** START OF EXCERPTED RECORDS **
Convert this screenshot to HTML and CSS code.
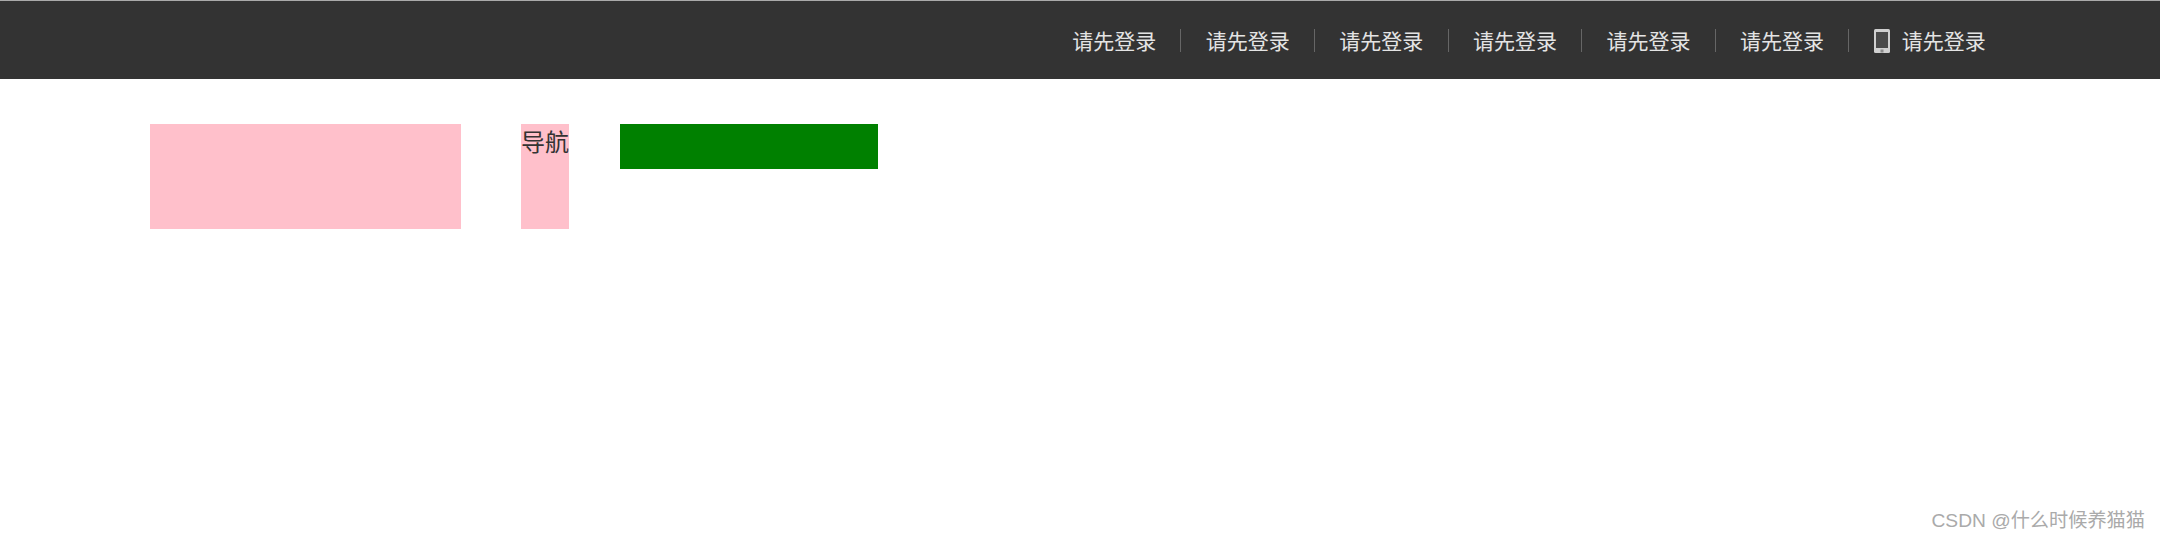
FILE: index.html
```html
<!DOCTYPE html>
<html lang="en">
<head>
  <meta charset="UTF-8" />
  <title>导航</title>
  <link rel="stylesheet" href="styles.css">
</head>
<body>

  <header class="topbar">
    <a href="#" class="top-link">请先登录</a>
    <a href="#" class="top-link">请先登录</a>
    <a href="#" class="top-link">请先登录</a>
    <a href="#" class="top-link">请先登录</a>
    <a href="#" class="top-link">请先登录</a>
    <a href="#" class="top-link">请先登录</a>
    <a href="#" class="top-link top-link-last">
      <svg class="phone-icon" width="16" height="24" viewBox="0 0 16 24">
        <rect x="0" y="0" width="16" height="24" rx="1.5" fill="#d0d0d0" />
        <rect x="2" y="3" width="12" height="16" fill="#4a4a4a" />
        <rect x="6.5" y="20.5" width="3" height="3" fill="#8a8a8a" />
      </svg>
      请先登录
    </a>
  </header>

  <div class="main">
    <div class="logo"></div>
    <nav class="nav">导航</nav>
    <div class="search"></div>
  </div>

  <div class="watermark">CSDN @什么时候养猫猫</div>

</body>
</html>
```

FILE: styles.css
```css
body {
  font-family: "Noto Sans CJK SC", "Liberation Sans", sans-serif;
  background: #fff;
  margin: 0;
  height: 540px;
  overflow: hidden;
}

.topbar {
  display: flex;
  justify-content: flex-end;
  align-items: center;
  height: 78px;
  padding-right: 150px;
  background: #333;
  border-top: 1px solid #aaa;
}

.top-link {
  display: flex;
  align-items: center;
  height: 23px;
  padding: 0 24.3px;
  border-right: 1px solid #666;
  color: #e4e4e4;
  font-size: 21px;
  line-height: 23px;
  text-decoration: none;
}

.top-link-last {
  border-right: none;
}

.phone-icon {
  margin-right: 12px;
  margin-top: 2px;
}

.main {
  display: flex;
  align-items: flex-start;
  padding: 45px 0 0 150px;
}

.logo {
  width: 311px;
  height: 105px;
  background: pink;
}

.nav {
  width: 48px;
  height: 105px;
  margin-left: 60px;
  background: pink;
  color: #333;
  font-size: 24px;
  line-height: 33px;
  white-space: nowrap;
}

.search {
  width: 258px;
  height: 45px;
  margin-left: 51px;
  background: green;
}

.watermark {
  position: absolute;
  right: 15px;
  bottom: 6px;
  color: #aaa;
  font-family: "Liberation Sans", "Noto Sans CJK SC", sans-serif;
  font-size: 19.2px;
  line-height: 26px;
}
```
** END OF EXCERPTED RECORDS **
** START OF EXCERPTED RECORDS **
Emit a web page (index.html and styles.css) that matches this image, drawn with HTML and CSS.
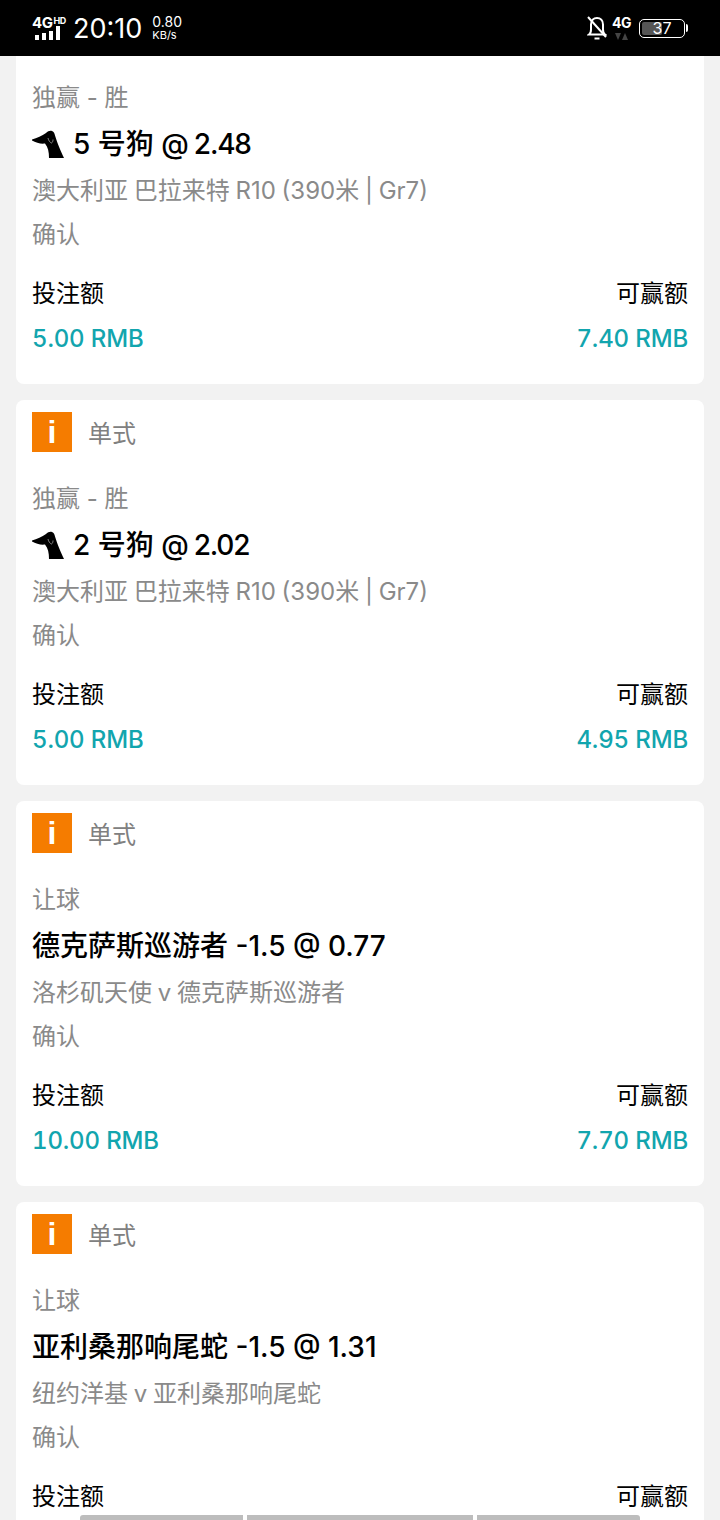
** END OF EXCERPTED RECORDS **
### REQUIREMENT
Look over the records above and copy each line that includes the string "this".

### RESULT OF THE EXERCISE
Convert this screenshot to HTML and CSS code.
Emit a web page (index.html and styles.css) that matches this image, drawn with HTML and CSS.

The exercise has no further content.